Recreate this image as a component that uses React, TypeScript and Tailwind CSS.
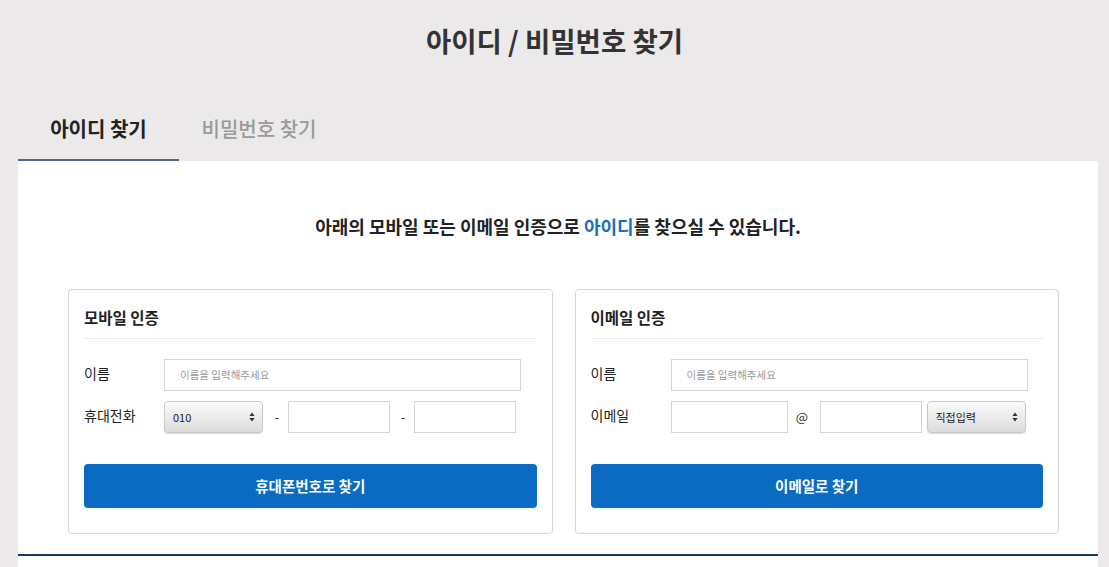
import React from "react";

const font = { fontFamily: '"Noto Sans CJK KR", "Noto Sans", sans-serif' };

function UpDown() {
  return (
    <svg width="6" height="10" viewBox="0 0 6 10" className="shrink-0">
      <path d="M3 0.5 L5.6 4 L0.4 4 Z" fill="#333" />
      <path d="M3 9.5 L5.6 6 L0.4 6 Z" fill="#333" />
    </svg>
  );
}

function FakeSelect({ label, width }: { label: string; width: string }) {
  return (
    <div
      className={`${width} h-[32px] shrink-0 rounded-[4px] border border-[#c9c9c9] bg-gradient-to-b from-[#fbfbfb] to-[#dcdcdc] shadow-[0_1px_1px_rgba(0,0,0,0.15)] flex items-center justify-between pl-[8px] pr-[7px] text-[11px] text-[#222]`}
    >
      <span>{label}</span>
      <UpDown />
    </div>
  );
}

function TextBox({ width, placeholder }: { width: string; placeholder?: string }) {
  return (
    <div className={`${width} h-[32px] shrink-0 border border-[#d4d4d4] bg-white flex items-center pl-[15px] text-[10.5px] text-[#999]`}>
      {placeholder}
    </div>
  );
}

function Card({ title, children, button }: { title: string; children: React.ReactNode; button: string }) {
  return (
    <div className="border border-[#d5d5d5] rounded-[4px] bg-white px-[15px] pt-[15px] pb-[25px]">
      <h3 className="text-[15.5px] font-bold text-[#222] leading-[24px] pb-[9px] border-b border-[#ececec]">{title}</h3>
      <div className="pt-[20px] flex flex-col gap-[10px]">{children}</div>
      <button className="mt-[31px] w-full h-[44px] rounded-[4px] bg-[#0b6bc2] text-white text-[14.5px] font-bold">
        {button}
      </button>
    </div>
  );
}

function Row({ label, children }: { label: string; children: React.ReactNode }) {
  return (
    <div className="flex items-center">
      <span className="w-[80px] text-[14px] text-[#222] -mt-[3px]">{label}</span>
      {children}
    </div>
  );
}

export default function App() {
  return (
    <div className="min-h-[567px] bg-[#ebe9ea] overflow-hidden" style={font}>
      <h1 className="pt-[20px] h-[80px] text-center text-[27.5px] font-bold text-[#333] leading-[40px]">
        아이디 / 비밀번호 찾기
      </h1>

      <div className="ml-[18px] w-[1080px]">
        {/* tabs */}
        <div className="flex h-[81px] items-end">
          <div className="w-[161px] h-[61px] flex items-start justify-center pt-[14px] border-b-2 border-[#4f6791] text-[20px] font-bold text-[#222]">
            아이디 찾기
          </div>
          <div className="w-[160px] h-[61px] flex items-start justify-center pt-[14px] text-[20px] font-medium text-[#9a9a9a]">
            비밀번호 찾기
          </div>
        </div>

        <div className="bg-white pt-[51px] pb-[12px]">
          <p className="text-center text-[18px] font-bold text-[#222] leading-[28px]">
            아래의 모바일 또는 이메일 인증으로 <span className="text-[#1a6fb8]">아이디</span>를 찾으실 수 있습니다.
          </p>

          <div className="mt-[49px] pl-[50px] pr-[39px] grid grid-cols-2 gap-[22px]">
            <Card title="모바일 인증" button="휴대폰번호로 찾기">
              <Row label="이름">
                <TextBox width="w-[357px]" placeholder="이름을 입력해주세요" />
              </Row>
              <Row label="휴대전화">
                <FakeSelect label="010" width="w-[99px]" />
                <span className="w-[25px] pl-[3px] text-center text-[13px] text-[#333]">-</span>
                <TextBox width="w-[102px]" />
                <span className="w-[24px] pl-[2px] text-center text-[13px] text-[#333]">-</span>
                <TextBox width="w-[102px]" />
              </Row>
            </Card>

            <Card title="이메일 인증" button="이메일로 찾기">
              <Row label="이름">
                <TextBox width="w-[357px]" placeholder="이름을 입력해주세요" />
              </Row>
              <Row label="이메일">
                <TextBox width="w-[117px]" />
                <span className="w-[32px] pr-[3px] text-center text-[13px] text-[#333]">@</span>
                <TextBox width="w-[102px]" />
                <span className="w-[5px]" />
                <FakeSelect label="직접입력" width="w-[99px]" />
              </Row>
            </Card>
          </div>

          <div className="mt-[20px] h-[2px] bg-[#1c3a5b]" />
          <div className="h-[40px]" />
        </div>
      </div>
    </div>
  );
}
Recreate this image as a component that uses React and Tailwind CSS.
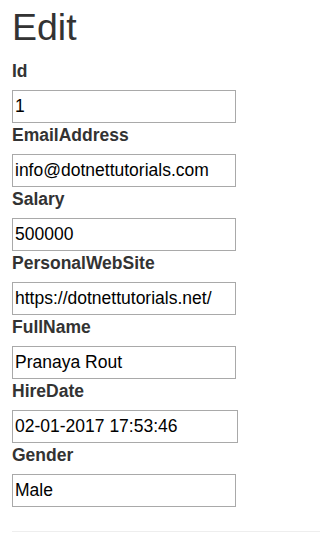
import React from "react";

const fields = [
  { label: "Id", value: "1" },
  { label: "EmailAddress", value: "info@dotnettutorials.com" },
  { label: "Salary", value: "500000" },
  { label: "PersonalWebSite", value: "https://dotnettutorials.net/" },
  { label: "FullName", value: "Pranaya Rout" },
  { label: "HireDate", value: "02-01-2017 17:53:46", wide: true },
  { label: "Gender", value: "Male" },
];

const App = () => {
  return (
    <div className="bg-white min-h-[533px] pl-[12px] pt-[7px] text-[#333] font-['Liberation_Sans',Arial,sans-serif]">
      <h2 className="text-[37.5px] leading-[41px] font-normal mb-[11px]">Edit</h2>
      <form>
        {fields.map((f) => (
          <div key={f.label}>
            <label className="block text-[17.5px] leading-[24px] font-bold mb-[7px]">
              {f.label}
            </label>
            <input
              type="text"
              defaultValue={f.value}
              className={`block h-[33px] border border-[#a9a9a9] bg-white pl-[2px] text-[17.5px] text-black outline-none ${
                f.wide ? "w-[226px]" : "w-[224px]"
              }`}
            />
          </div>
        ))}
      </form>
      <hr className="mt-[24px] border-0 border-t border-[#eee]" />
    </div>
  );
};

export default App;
★ ★ ★
Exercise aim
Copy out the records above in full, exactly as written, but not the pictures.

Exercise result
Recreate this image as a component that uses React, TypeScript and Tailwind CSS.
import React from "react";

const font = { fontFamily: '"Noto Sans CJK KR", "Noto Sans", sans-serif' };

function UpDown() {
  return (
    <svg width="6" height="10" viewBox="0 0 6 10" className="shrink-0">
      <path d="M3 0.5 L5.6 4 L0.4 4 Z" fill="#333" />
      <path d="M3 9.5 L5.6 6 L0.4 6 Z" fill="#333" />
    </svg>
  );
}

function FakeSelect({ label, width }: { label: string; width: string }) {
  return (
    <div
      className={`${width} h-[32px] shrink-0 rounded-[4px] border border-[#c9c9c9] bg-gradient-to-b from-[#fbfbfb] to-[#dcdcdc] shadow-[0_1px_1px_rgba(0,0,0,0.15)] flex items-center justify-between pl-[8px] pr-[7px] text-[11px] text-[#222]`}
    >
      <span>{label}</span>
      <UpDown />
    </div>
  );
}

function TextBox({ width, placeholder }: { width: string; placeholder?: string }) {
  return (
    <div className={`${width} h-[32px] shrink-0 border border-[#d4d4d4] bg-white flex items-center pl-[15px] text-[10.5px] text-[#999]`}>
      {placeholder}
    </div>
  );
}

function Card({ title, children, button }: { title: string; children: React.ReactNode; button: string }) {
  return (
    <div className="border border-[#d5d5d5] rounded-[4px] bg-white px-[15px] pt-[15px] pb-[25px]">
      <h3 className="text-[15.5px] font-bold text-[#222] leading-[24px] pb-[9px] border-b border-[#ececec]">{title}</h3>
      <div className="pt-[20px] flex flex-col gap-[10px]">{children}</div>
      <button className="mt-[31px] w-full h-[44px] rounded-[4px] bg-[#0b6bc2] text-white text-[14.5px] font-bold">
        {button}
      </button>
    </div>
  );
}

function Row({ label, children }: { label: string; children: React.ReactNode }) {
  return (
    <div className="flex items-center">
      <span className="w-[80px] text-[14px] text-[#222] -mt-[3px]">{label}</span>
      {children}
    </div>
  );
}

export default function App() {
  return (
    <div className="min-h-[567px] bg-[#ebe9ea] overflow-hidden" style={font}>
      <h1 className="pt-[20px] h-[80px] text-center text-[27.5px] font-bold text-[#333] leading-[40px]">
        아이디 / 비밀번호 찾기
      </h1>

      <div className="ml-[18px] w-[1080px]">
        {/* tabs */}
        <div className="flex h-[81px] items-end">
          <div className="w-[161px] h-[61px] flex items-start justify-center pt-[14px] border-b-2 border-[#4f6791] text-[20px] font-bold text-[#222]">
            아이디 찾기
          </div>
          <div className="w-[160px] h-[61px] flex items-start justify-center pt-[14px] text-[20px] font-medium text-[#9a9a9a]">
            비밀번호 찾기
          </div>
        </div>

        <div className="bg-white pt-[51px] pb-[12px]">
          <p className="text-center text-[18px] font-bold text-[#222] leading-[28px]">
            아래의 모바일 또는 이메일 인증으로 <span className="text-[#1a6fb8]">아이디</span>를 찾으실 수 있습니다.
          </p>

          <div className="mt-[49px] pl-[50px] pr-[39px] grid grid-cols-2 gap-[22px]">
            <Card title="모바일 인증" button="휴대폰번호로 찾기">
              <Row label="이름">
                <TextBox width="w-[357px]" placeholder="이름을 입력해주세요" />
              </Row>
              <Row label="휴대전화">
                <FakeSelect label="010" width="w-[99px]" />
                <span className="w-[25px] pl-[3px] text-center text-[13px] text-[#333]">-</span>
                <TextBox width="w-[102px]" />
                <span className="w-[24px] pl-[2px] text-center text-[13px] text-[#333]">-</span>
                <TextBox width="w-[102px]" />
              </Row>
            </Card>

            <Card title="이메일 인증" button="이메일로 찾기">
              <Row label="이름">
                <TextBox width="w-[357px]" placeholder="이름을 입력해주세요" />
              </Row>
              <Row label="이메일">
                <TextBox width="w-[117px]" />
                <span className="w-[32px] pr-[3px] text-center text-[13px] text-[#333]">@</span>
                <TextBox width="w-[102px]" />
                <span className="w-[5px]" />
                <FakeSelect label="직접입력" width="w-[99px]" />
              </Row>
            </Card>
          </div>

          <div className="mt-[20px] h-[2px] bg-[#1c3a5b]" />
          <div className="h-[40px]" />
        </div>
      </div>
    </div>
  );
}
Recreate this image as a component that uses React and Tailwind CSS.
import React from "react";

const fields = [
  { label: "Id", value: "1" },
  { label: "EmailAddress", value: "info@dotnettutorials.com" },
  { label: "Salary", value: "500000" },
  { label: "PersonalWebSite", value: "https://dotnettutorials.net/" },
  { label: "FullName", value: "Pranaya Rout" },
  { label: "HireDate", value: "02-01-2017 17:53:46", wide: true },
  { label: "Gender", value: "Male" },
];

const App = () => {
  return (
    <div className="bg-white min-h-[533px] pl-[12px] pt-[7px] text-[#333] font-['Liberation_Sans',Arial,sans-serif]">
      <h2 className="text-[37.5px] leading-[41px] font-normal mb-[11px]">Edit</h2>
      <form>
        {fields.map((f) => (
          <div key={f.label}>
            <label className="block text-[17.5px] leading-[24px] font-bold mb-[7px]">
              {f.label}
            </label>
            <input
              type="text"
              defaultValue={f.value}
              className={`block h-[33px] border border-[#a9a9a9] bg-white pl-[2px] text-[17.5px] text-black outline-none ${
                f.wide ? "w-[226px]" : "w-[224px]"
              }`}
            />
          </div>
        ))}
      </form>
      <hr className="mt-[24px] border-0 border-t border-[#eee]" />
    </div>
  );
};

export default App;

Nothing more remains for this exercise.